> Records for the task
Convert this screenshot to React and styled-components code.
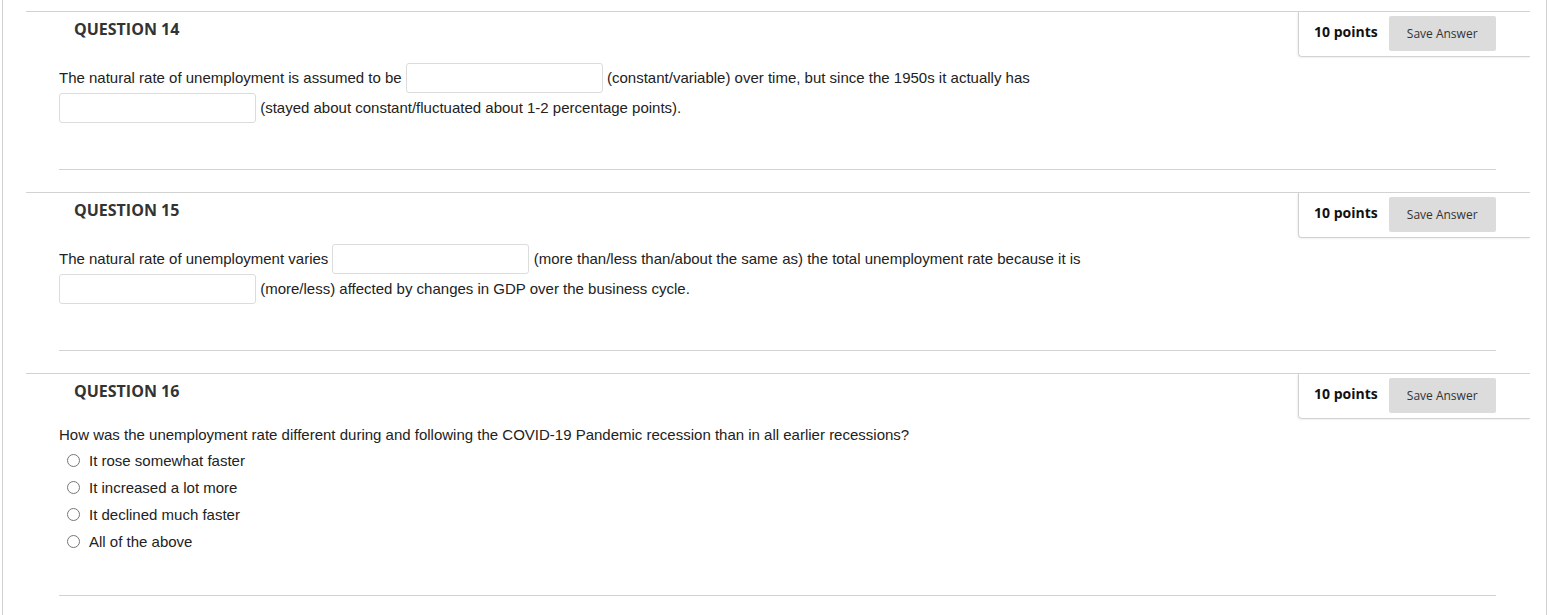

---

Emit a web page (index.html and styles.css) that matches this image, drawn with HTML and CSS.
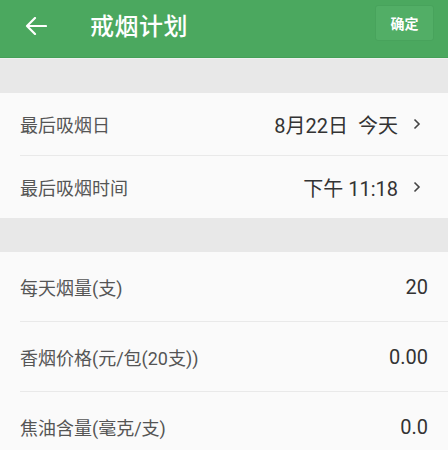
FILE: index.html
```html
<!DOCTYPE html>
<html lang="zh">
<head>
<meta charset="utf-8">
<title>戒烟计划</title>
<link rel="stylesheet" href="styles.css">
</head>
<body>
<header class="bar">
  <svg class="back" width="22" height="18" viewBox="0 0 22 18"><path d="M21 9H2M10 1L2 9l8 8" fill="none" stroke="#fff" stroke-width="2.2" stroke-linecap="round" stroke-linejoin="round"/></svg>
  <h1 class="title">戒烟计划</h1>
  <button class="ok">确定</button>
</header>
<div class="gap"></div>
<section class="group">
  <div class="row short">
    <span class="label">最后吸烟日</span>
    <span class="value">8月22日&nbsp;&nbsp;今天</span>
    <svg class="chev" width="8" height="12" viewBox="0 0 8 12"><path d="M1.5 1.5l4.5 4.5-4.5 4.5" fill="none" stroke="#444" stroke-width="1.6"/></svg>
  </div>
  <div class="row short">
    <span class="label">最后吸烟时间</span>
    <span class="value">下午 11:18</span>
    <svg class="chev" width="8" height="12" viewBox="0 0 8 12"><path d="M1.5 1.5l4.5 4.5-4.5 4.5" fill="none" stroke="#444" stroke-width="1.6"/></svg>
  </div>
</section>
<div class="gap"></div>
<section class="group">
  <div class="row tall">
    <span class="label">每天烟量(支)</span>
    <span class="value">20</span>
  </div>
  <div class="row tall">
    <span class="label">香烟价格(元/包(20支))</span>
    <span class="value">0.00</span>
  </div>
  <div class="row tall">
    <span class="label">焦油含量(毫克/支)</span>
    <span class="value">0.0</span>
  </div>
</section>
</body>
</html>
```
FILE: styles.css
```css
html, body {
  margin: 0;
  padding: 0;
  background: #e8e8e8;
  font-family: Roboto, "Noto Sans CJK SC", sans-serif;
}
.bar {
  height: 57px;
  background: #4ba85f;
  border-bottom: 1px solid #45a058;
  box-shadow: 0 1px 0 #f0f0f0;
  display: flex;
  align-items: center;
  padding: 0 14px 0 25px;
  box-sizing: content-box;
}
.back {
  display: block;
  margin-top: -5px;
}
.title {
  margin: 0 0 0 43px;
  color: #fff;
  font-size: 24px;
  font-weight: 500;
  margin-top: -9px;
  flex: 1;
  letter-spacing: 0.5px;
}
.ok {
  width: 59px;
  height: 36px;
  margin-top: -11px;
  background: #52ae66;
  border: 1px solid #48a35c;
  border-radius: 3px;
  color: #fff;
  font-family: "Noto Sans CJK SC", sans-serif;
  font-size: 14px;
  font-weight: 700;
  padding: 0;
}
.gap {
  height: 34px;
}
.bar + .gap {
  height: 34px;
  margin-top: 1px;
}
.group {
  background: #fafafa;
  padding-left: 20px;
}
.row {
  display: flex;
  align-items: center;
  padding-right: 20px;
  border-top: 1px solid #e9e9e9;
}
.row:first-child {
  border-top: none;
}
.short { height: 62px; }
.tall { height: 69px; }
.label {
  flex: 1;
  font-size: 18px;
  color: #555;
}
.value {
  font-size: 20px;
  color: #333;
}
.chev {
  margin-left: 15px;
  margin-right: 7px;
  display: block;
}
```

> The problem
Wherever the word "index" occurs in a line of the listing, copy that line.

> Correct result
Emit a web page (index.html and styles.css) that matches this image, drawn with HTML and CSS.
FILE: index.html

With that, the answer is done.